### SOURCE DATA

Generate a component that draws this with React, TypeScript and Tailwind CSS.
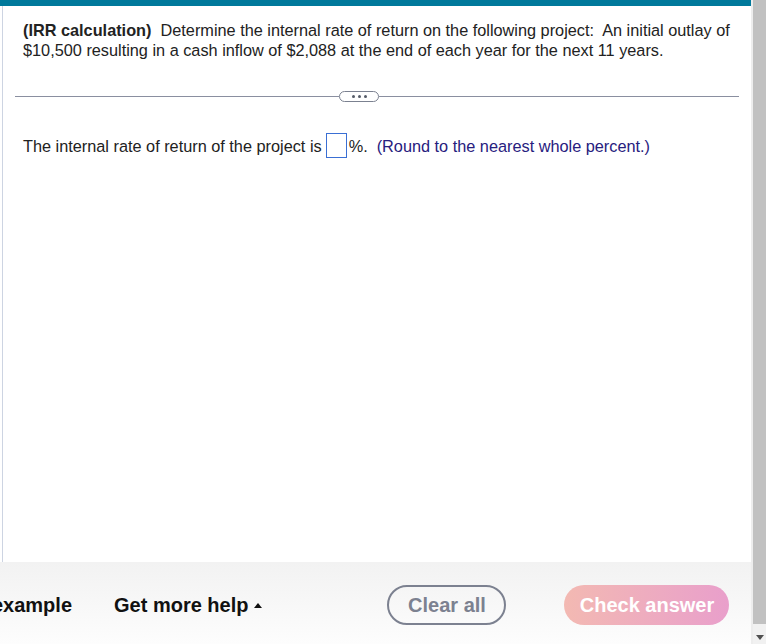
import { ReactNode } from 'react'

function PillButton({ children, primary }: { children: ReactNode; primary?: boolean }) {
  if (primary) {
    return (
      <button className="h-[40px] w-[165px] rounded-full bg-gradient-to-r from-[#f3b9b2] to-[#e99fcb] text-[20px] font-bold text-white">
        {children}
      </button>
    )
  }
  return (
    <button className="h-[40px] w-[119px] rounded-full border-2 border-[#7c8190] text-[20px] font-bold text-[#7c8190]">
      {children}
    </button>
  )
}

export default function App() {
  return (
    <div className="flex h-[644px] w-[766px] overflow-hidden bg-white font-['Liberation_Sans',Arial,sans-serif] text-[#222]">
      <div className="flex w-[751px] flex-col">
        <div className="h-[6px] bg-[#00799b]" />
        <div className="ml-[2px] flex-1 border-l border-[#cdd4e2] pt-[14px]">
          <p className="whitespace-pre-wrap pl-[20px] pr-[16px] text-[16.3px] leading-[20px]">
            <b>(IRR calculation)</b>
            {'  Determine the internal rate of return on the following project:  An initial outlay of '}
            $10,500 resulting in a cash inflow of $2,088 at the end of each year for the next 11 years.
          </p>

          <div className="mt-[31px] flex items-center px-[12px]">
            <div className="h-px w-[324px] bg-[#8a8fa0]" />
            <div className="flex h-[11px] w-[40px] items-center justify-center gap-[3px] rounded-full border border-[#7b8190] bg-white">
              <span className="h-[3px] w-[3px] rounded-full bg-[#555b68]" />
              <span className="h-[3px] w-[3px] rounded-full bg-[#555b68]" />
              <span className="h-[3px] w-[3px] rounded-full bg-[#555b68]" />
            </div>
            <div className="h-px flex-1 bg-[#8a8fa0]" />
          </div>

          <div className="mt-[31px] flex items-center pl-[20px] text-[16.3px] leading-[20px]">
            <span>The internal rate of return of the project is</span>
            <span className="ml-[4px] mr-[2px] inline-block h-[25px] w-[21px] border border-[#3a6fd4]" />
            <span>%.</span>
            <span className="ml-[9px] text-[#27207e]">(Round to the nearest whole percent.)</span>
          </div>
        </div>

        <div className="flex h-[82px] items-center bg-gradient-to-b from-[#f2f2f2] to-[#fdfdfd] pt-[4px]">
          <div className="flex w-[72px] justify-end overflow-hidden">
            <span className="whitespace-nowrap text-[20px] font-bold text-[#111]">View an example</span>
          </div>
          <div className="ml-[42px] flex items-center text-[20px] font-bold text-[#111]">
            <span>Get more help</span>
            <svg className="ml-[6px]" width="8" height="5" viewBox="0 0 8 5">
              <path d="M0 5 L4 0 L8 5 Z" fill="#111" />
            </svg>
          </div>
          <div className="ml-[125px]">
            <PillButton>Clear all</PillButton>
          </div>
          <div className="ml-[58px]">
            <PillButton primary>Check answer</PillButton>
          </div>
        </div>
      </div>

      <div className="w-[2px] bg-[#ededed]" />
      <div className="flex w-[13px] flex-col">
        <div className="flex-1 bg-[#c1c1c1]" />
        <div className="flex h-[20px] items-center justify-center bg-[#f1f1f1] pt-[6px]">
          <svg width="8" height="5" viewBox="0 0 8 5">
            <path d="M0 0 L8 0 L4 5 Z" fill="#505050" />
          </svg>
        </div>
      </div>
    </div>
  )
}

######

> TASK OBJECTIVE
Without the pictures, print the whole listing exactly as given.

> SOLUTION TO THE PROBLEM
Generate a component that draws this with React, TypeScript and Tailwind CSS.
import { ReactNode } from 'react'

function PillButton({ children, primary }: { children: ReactNode; primary?: boolean }) {
  if (primary) {
    return (
      <button className="h-[40px] w-[165px] rounded-full bg-gradient-to-r from-[#f3b9b2] to-[#e99fcb] text-[20px] font-bold text-white">
        {children}
      </button>
    )
  }
  return (
    <button className="h-[40px] w-[119px] rounded-full border-2 border-[#7c8190] text-[20px] font-bold text-[#7c8190]">
      {children}
    </button>
  )
}

export default function App() {
  return (
    <div className="flex h-[644px] w-[766px] overflow-hidden bg-white font-['Liberation_Sans',Arial,sans-serif] text-[#222]">
      <div className="flex w-[751px] flex-col">
        <div className="h-[6px] bg-[#00799b]" />
        <div className="ml-[2px] flex-1 border-l border-[#cdd4e2] pt-[14px]">
          <p className="whitespace-pre-wrap pl-[20px] pr-[16px] text-[16.3px] leading-[20px]">
            <b>(IRR calculation)</b>
            {'  Determine the internal rate of return on the following project:  An initial outlay of '}
            $10,500 resulting in a cash inflow of $2,088 at the end of each year for the next 11 years.
          </p>

          <div className="mt-[31px] flex items-center px-[12px]">
            <div className="h-px w-[324px] bg-[#8a8fa0]" />
            <div className="flex h-[11px] w-[40px] items-center justify-center gap-[3px] rounded-full border border-[#7b8190] bg-white">
              <span className="h-[3px] w-[3px] rounded-full bg-[#555b68]" />
              <span className="h-[3px] w-[3px] rounded-full bg-[#555b68]" />
              <span className="h-[3px] w-[3px] rounded-full bg-[#555b68]" />
            </div>
            <div className="h-px flex-1 bg-[#8a8fa0]" />
          </div>

          <div className="mt-[31px] flex items-center pl-[20px] text-[16.3px] leading-[20px]">
            <span>The internal rate of return of the project is</span>
            <span className="ml-[4px] mr-[2px] inline-block h-[25px] w-[21px] border border-[#3a6fd4]" />
            <span>%.</span>
            <span className="ml-[9px] text-[#27207e]">(Round to the nearest whole percent.)</span>
          </div>
        </div>

        <div className="flex h-[82px] items-center bg-gradient-to-b from-[#f2f2f2] to-[#fdfdfd] pt-[4px]">
          <div className="flex w-[72px] justify-end overflow-hidden">
            <span className="whitespace-nowrap text-[20px] font-bold text-[#111]">View an example</span>
          </div>
          <div className="ml-[42px] flex items-center text-[20px] font-bold text-[#111]">
            <span>Get more help</span>
            <svg className="ml-[6px]" width="8" height="5" viewBox="0 0 8 5">
              <path d="M0 5 L4 0 L8 5 Z" fill="#111" />
            </svg>
          </div>
          <div className="ml-[125px]">
            <PillButton>Clear all</PillButton>
          </div>
          <div className="ml-[58px]">
            <PillButton primary>Check answer</PillButton>
          </div>
        </div>
      </div>

      <div className="w-[2px] bg-[#ededed]" />
      <div className="flex w-[13px] flex-col">
        <div className="flex-1 bg-[#c1c1c1]" />
        <div className="flex h-[20px] items-center justify-center bg-[#f1f1f1] pt-[6px]">
          <svg width="8" height="5" viewBox="0 0 8 5">
            <path d="M0 0 L8 0 L4 5 Z" fill="#505050" />
          </svg>
        </div>
      </div>
    </div>
  )
}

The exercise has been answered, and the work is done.